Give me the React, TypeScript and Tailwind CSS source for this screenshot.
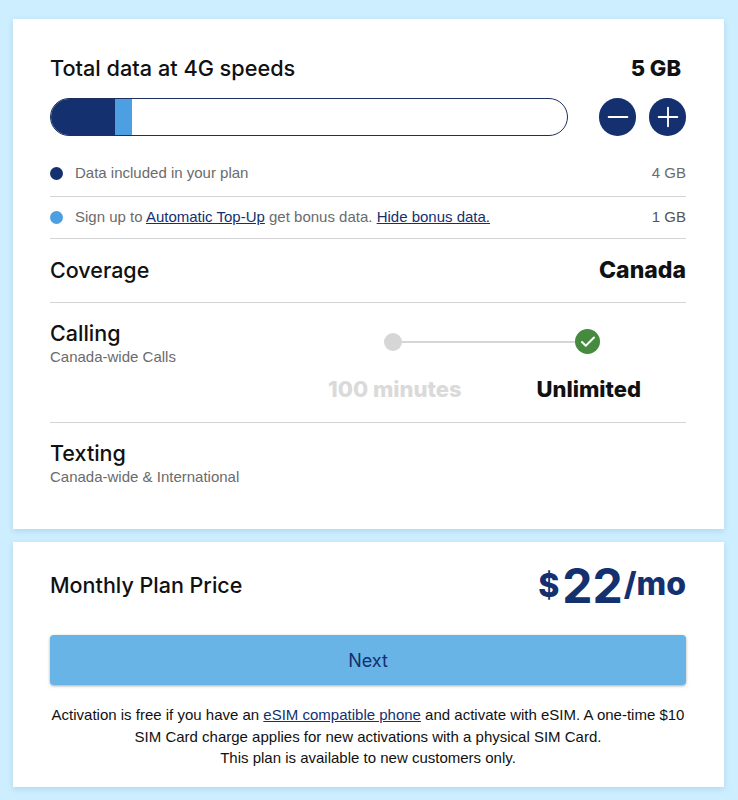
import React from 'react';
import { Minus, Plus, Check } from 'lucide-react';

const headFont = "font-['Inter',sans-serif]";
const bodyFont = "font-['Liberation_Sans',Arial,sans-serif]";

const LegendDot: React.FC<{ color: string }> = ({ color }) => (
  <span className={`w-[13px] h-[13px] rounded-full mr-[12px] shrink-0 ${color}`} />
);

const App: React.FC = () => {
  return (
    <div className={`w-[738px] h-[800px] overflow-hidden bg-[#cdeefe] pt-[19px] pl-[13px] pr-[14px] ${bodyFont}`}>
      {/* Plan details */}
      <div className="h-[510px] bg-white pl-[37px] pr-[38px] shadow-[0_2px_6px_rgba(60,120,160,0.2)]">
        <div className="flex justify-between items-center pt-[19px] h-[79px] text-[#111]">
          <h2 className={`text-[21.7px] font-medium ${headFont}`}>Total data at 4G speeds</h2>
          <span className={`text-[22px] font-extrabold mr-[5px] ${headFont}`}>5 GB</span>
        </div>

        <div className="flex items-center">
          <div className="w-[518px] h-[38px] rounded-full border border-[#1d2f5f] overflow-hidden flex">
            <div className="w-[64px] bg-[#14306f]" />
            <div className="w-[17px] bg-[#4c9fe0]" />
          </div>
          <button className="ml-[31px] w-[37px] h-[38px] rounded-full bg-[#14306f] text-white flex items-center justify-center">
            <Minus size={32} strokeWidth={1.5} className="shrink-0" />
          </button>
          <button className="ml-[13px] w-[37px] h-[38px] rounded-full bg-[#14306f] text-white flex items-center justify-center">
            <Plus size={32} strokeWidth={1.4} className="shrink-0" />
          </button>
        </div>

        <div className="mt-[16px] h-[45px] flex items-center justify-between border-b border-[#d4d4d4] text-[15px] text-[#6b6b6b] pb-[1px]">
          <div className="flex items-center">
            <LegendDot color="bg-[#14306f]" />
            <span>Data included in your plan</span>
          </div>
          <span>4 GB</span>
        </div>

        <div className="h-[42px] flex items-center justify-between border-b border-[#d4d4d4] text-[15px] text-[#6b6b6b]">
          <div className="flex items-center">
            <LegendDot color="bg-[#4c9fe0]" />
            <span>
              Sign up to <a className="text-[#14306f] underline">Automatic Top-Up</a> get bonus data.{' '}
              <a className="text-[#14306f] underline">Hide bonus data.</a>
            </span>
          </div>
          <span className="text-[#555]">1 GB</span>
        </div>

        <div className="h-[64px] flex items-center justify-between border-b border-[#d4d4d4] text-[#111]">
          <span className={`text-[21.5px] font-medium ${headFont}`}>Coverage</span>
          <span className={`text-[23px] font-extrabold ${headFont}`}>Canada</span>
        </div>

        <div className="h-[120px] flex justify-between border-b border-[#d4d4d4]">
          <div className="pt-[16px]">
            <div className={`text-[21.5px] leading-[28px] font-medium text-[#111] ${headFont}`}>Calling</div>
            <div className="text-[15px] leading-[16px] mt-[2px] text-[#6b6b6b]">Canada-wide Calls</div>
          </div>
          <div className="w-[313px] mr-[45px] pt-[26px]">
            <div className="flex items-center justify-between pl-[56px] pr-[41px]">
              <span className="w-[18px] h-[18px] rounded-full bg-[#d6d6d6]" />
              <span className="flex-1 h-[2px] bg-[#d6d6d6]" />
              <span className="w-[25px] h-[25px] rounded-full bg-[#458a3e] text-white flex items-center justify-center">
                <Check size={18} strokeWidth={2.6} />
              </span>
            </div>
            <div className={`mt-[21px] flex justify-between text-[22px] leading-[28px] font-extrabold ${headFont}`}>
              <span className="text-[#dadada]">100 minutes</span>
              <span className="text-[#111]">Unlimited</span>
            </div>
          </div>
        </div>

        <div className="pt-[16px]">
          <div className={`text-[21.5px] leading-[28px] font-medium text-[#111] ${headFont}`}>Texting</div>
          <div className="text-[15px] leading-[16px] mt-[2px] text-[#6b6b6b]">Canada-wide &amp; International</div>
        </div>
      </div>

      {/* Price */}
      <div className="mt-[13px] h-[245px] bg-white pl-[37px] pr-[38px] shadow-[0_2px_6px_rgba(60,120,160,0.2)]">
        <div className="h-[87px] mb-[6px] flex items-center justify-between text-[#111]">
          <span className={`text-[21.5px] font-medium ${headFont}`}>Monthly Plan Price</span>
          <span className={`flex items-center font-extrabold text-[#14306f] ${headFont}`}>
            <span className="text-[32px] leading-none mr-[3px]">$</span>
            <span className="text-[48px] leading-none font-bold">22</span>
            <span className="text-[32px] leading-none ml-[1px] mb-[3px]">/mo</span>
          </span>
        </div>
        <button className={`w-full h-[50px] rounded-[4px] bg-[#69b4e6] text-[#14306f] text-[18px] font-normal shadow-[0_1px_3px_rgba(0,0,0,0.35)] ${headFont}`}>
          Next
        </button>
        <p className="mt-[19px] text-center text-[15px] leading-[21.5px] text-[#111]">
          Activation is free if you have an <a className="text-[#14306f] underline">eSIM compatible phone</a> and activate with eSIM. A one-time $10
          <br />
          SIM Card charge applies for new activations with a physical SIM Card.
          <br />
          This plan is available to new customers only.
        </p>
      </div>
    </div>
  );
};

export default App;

******

* [What the exercise asks]: Quote, please, every line of the material above from its start through the line that has "Minus, Plus, Check", reproducing the words exactly and dropping any images.

* [Answer to this problem]:
Give me the React, TypeScript and Tailwind CSS source for this screenshot.
import React from 'react';
import { Minus, Plus, Check } from 'lucide-react';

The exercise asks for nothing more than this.